Yusko also believes there are huge opportunities in emerging markets. He called mobile phone payments the “biggest trend on the planet right now.”

“Mobile payments started in Nairobi, Kenya. Silicon Savannah is just as hot as Silicon Valley today,” he said.

Besides alternative strategies that take advantage of change and activity, Yusko and Kellner both like private equity. Yusko, whose firm offers a PE fund, said it’s the best asset class because the illiquidity premium is currently double its long-term average. But Kellner warned advisors to stick with name-brand PE firms and avoid the cottage industry of smaller entities that play “charades” by purchasing each other’s products, because somebody else has already culled the low-hanging fruit.

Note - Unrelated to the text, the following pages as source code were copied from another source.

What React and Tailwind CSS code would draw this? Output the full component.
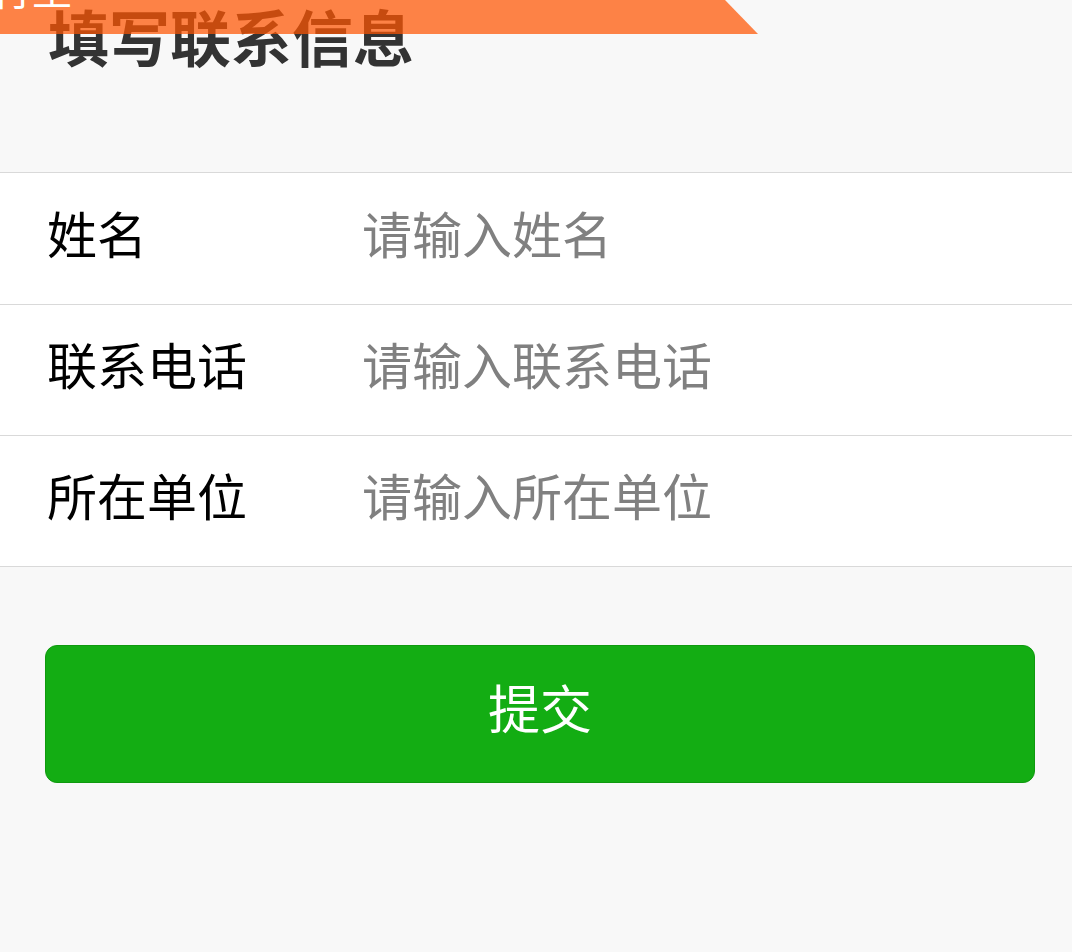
export default function App() {
  const rows = [
    ["姓名", "请输入姓名"],
    ["联系电话", "请输入联系电话"],
    ["所在单位", "请输入所在单位"],
  ];
  return (
    <div
      className="relative w-[1072px] h-[952px] bg-[#f8f8f8] overflow-hidden"
      style={{ fontFamily: '"Noto Sans CJK SC", "Noto Sans", sans-serif' }}
    >
      <div className="h-[172px] pl-[48px] pt-[2px]">
        <h1 className="text-[61px] leading-[68px] font-bold text-[#333333]">填写联系信息</h1>
      </div>
      <div className="bg-white border-t border-b border-[#d9d9d9]">
        {rows.map(([label, ph], i) => (
          <div
            key={label}
            className={`flex items-center h-[131px] pb-[14px] ${i > 0 ? "border-t border-[#d9d9d9]" : ""}`}
          >
            <div className="w-[362px] pl-[47px] text-[50px] leading-none text-black">{label}</div>
            <input
              placeholder={ph}
              className="flex-1 bg-transparent outline-none text-[50px] leading-none text-black placeholder:text-[#808080]"
              style={{ fontFamily: '"Noto Sans CJK SC", "Noto Sans", sans-serif' }}
            />
          </div>
        ))}
      </div>
      <div className="px-[45px] pt-[78px]">
        <button
          className="w-[990px] h-[138px] pb-[14px] rounded-[12px] bg-[#13ad13] border border-[#0f9a0f] text-white text-[52px] leading-none"
          style={{ fontFamily: '"Noto Sans CJK SC", "Noto Sans", sans-serif' }}
        >
          提交
        </button>
      </div>
      <div className="absolute left-0 top-0 w-[760px] h-[34px] pointer-events-none">
        <svg width="760" height="34" className="absolute left-0 top-0">
          <polygon points="0,0 725,0 758,34 0,34" fill="#ff5402" fillOpacity="0.72" />
        </svg>
        <div className="absolute left-[-8px] top-[-32px] text-[40px] leading-none text-white whitespace-nowrap">
          行至
        </div>
      </div>
    </div>
  );
}
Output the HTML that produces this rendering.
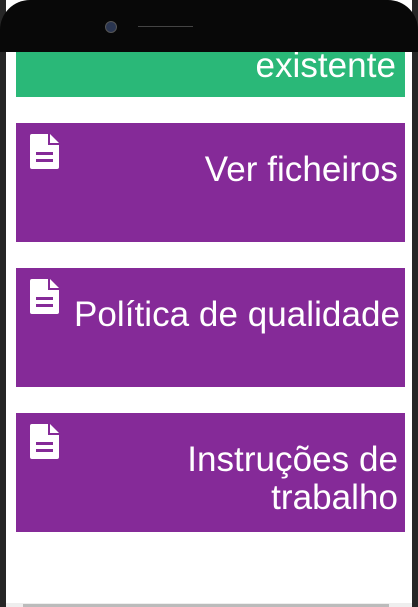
<!DOCTYPE html>
<html><head><meta charset="utf-8"><style>
html,body{margin:0;padding:0;width:418px;height:607px;overflow:hidden;background:#222;}
body{position:relative;font-family:"Liberation Sans",sans-serif;}
.screen{position:absolute;left:6px;top:0;width:406px;height:607px;background:#fff;}
.top{position:absolute;left:0;top:0;width:418px;height:52px;background:#080808;border-radius:30px 30px 0 0;}
.frame{position:absolute;top:0;width:6px;height:607px;background:#262626;}
.cam{position:absolute;left:105px;top:21px;width:10px;height:10px;border-radius:50%;background:#2a3550;border:1px solid #555;}
.spk{position:absolute;left:138px;top:26px;width:55px;height:1px;background:#444;}
.box{position:absolute;left:16px;width:389px;color:#fff;text-align:right;font-size:35px;line-height:38px;font-weight:300;letter-spacing:0.05px;}
.p{background:#852a98;height:119px;}
.p .t{position:absolute;right:7px;top:28px;width:340px;}
.g{background:#2ab878;top:52px;height:45px;}
.g .t{position:absolute;right:9px;top:-5px;}
.ic{position:absolute;left:14px;top:11px;}
.sb{position:absolute;left:6px;top:603px;width:406px;height:4px;background:#eee;}
.th{position:absolute;left:23px;top:604px;width:366px;height:3px;background:#bbb;}
</style></head><body>
<div class="screen"></div>
<div class="frame" style="left:0"></div><div class="frame" style="left:412px"></div>
<div class="box g"><div class="t">existente</div></div>
<div class="box p" style="top:123px"><svg class="ic" width="30" height="35" viewBox="0 0 30 35"><path d="M0 2 Q0 0 2 0 H18 V11 H29 V33 Q29 35 27 35 H2 Q0 35 0 33Z M20 0 L29 9 H20Z" fill="#fff"/><rect x="6" y="18" width="17" height="3" fill="#852a98"/><rect x="6" y="25" width="17" height="3" fill="#852a98"/></svg><div class="t">Ver ficheiros</div></div>
<div class="box p" style="top:268px"><svg class="ic" width="30" height="35" viewBox="0 0 30 35"><path d="M0 2 Q0 0 2 0 H18 V11 H29 V33 Q29 35 27 35 H2 Q0 35 0 33Z M20 0 L29 9 H20Z" fill="#fff"/><rect x="6" y="18" width="17" height="3" fill="#852a98"/><rect x="6" y="25" width="17" height="3" fill="#852a98"/></svg><div class="t" style="width:385px;right:5px;white-space:nowrap">Política de qualidade</div></div>
<div class="box p" style="top:413px"><svg class="ic" width="30" height="35" viewBox="0 0 30 35"><path d="M0 2 Q0 0 2 0 H18 V11 H29 V33 Q29 35 27 35 H2 Q0 35 0 33Z M20 0 L29 9 H20Z" fill="#fff"/><rect x="6" y="18" width="17" height="3" fill="#852a98"/><rect x="6" y="25" width="17" height="3" fill="#852a98"/></svg><div class="t">Instruções de<br>trabalho</div></div>
<div class="top"><div class="cam"></div><div class="spk"></div></div>
<div class="sb"></div><div class="th"></div>
</body></html>
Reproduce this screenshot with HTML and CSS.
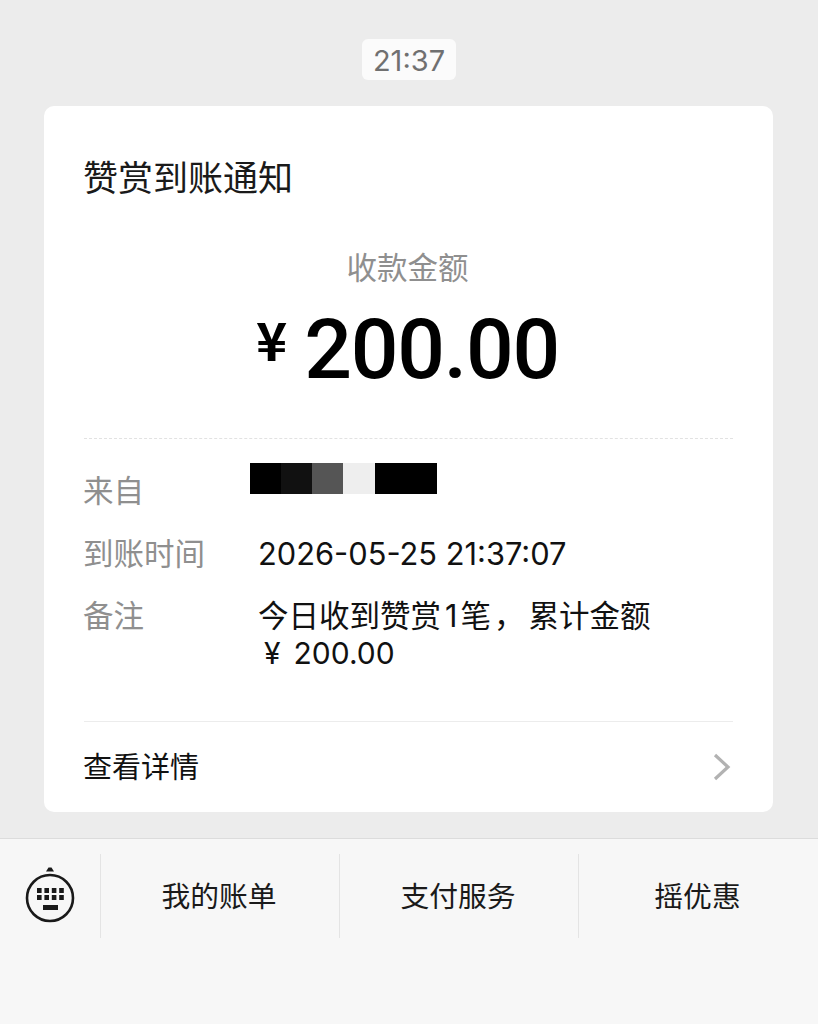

Both CIOs agreed that hedge funds, which have underperformed since March 2009, would likely outperform going forward. Yusko said that in the next three years, long-short equity would “crush” long-only equity. He said long-only equity will not necessarily decline in value; it’s just that he expects long-short strategies to perform significantly better.

Liquid alternatives are another good possibility, Kellner said. “For the right kind of investor, the combination of hedge fund investment skillsets with the liquidity and the transparency and the more friendly fee structure of mutual funds is a very powerful combination,” he said.

An advisor in the audience asked whether there was any danger that the Fed would lose control of the economy.

“Central banks don’t lose control. They are the control,” Yusko responded.

But Kellner said he had no idea what would happen when the Fed stops tapering and interest rates start to rise. “I just don’t know what the markets will do when in fact the punch bowl is removed,” he said.